── Listed records ──
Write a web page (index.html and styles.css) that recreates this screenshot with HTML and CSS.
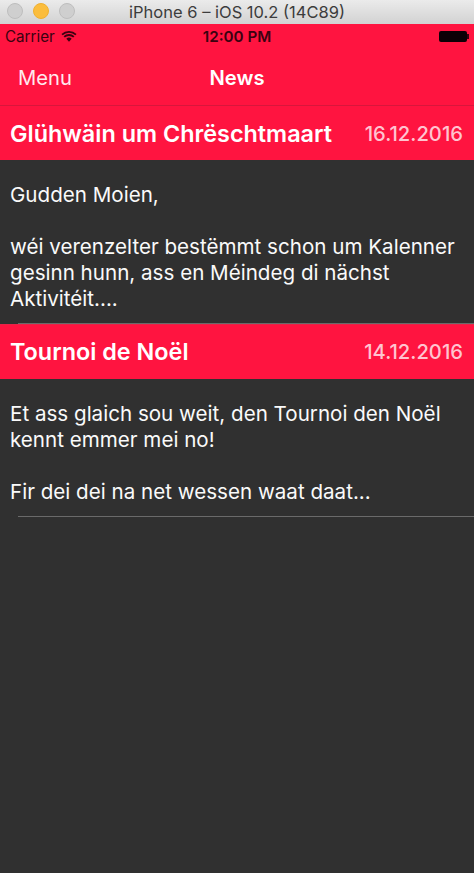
───
── Listed records ──
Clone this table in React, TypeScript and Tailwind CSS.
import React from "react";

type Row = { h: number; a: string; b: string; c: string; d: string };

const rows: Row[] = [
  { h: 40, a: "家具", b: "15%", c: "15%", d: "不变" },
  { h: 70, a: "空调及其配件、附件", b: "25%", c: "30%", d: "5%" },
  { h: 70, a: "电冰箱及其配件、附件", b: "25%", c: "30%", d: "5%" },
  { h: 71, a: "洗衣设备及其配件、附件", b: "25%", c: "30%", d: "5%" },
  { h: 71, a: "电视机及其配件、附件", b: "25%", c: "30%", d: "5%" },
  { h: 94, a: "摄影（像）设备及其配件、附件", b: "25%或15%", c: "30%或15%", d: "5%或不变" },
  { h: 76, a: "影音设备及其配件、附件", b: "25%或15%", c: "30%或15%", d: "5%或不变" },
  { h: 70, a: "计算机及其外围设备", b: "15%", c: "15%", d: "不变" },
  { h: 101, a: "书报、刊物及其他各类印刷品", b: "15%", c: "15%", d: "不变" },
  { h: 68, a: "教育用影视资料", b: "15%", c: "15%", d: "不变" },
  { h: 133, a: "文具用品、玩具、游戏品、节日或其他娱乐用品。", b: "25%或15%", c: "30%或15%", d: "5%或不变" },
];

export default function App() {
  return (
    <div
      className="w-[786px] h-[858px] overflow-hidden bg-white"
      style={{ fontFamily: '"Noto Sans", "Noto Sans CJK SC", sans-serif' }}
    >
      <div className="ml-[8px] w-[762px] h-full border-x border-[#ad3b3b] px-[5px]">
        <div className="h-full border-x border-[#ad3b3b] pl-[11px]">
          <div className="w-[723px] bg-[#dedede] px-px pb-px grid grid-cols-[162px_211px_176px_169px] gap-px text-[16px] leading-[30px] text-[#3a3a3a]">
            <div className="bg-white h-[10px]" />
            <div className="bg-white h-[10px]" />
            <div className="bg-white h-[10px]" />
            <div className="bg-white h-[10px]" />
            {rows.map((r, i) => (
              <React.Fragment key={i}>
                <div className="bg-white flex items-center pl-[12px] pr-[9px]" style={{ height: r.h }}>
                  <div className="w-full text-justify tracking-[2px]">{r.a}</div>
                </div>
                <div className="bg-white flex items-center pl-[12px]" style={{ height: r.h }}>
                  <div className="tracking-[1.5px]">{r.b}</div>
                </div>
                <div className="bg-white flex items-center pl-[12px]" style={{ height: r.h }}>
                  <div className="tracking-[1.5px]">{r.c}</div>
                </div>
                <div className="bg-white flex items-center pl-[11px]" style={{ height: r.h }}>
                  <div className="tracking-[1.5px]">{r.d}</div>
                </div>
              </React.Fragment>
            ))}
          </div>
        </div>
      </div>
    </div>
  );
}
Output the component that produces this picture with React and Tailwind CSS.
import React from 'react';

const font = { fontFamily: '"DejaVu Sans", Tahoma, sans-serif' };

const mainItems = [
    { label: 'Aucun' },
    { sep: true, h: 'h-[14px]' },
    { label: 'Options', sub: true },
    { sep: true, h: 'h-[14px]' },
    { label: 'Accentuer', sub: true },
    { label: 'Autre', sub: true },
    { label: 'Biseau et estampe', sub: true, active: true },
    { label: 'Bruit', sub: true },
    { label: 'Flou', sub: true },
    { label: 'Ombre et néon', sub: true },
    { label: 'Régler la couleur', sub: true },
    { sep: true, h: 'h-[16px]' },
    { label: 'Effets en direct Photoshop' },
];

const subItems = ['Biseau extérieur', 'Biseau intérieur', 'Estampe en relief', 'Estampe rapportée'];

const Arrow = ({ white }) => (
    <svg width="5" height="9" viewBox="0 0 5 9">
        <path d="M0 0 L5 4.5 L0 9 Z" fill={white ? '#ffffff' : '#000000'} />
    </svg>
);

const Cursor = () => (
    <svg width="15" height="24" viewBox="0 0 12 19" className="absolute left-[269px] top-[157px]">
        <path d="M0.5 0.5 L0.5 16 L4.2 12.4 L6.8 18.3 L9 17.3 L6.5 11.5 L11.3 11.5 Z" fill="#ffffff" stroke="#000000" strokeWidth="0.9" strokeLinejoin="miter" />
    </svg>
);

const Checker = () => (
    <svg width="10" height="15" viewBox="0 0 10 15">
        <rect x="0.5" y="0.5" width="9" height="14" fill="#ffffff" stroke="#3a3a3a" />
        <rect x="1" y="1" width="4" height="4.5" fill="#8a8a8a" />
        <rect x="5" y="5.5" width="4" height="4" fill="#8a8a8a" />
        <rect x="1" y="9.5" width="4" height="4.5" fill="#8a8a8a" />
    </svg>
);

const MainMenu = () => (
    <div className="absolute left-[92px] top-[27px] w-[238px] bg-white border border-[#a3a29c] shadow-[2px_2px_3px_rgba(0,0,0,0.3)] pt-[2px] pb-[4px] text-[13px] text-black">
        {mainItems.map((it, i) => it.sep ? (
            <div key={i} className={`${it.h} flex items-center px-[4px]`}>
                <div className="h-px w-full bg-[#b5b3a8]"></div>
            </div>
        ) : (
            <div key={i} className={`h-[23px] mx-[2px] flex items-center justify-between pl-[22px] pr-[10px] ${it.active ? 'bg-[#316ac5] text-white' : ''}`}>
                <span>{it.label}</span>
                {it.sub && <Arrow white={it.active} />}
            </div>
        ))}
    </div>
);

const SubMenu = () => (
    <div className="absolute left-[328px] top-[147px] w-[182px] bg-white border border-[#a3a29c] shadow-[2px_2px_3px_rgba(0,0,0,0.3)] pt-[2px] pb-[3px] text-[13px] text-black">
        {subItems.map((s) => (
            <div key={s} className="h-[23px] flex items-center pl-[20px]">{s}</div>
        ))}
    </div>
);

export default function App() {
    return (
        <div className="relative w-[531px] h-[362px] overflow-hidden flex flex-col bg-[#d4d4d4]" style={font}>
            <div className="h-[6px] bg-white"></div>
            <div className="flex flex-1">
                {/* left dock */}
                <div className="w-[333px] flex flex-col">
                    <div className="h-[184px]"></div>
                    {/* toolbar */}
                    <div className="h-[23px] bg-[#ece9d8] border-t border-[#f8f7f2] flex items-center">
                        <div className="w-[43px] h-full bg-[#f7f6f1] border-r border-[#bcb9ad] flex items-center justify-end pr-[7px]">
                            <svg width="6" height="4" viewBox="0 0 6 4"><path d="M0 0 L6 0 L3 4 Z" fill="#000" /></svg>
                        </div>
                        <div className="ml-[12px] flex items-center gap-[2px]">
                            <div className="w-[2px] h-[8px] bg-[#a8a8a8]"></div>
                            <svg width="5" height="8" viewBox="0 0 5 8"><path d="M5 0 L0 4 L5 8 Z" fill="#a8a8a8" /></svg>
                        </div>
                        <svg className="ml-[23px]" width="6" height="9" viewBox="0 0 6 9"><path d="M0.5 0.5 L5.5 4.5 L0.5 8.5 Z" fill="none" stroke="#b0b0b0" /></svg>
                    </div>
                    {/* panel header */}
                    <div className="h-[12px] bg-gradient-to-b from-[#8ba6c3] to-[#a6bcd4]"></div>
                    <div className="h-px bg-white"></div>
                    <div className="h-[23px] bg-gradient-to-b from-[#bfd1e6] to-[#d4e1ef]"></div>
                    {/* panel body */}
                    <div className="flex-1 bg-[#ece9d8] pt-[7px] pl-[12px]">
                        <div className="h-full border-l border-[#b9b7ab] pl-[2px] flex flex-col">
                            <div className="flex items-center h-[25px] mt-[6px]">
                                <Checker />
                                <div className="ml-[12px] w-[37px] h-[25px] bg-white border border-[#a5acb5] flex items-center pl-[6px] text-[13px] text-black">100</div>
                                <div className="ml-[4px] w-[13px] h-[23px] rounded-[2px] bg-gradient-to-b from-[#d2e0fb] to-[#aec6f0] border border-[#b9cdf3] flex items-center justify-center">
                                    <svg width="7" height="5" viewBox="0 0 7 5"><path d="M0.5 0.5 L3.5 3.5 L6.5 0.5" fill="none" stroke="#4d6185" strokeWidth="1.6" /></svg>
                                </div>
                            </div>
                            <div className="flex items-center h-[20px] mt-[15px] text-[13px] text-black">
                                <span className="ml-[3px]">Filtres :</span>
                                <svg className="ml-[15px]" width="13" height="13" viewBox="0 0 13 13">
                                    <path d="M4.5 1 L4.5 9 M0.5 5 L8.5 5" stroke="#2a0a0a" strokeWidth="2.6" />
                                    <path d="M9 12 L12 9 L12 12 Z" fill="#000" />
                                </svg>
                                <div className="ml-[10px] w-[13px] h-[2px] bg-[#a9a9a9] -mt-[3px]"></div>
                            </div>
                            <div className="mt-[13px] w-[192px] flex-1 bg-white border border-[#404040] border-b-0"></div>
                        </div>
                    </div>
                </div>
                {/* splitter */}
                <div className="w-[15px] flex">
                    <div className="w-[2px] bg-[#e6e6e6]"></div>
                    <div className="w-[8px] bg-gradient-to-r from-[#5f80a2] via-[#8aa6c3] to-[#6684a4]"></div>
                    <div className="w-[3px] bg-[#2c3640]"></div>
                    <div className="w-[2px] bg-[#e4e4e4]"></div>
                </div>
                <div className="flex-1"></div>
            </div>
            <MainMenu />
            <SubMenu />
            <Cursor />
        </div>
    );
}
───
Challenge: Lines containing the string "with" are to be selected and copied.

Reply to the task:
Write a web page (index.html and styles.css) that recreates this screenshot with HTML and CSS.
Output the component that produces this picture with React and Tailwind CSS.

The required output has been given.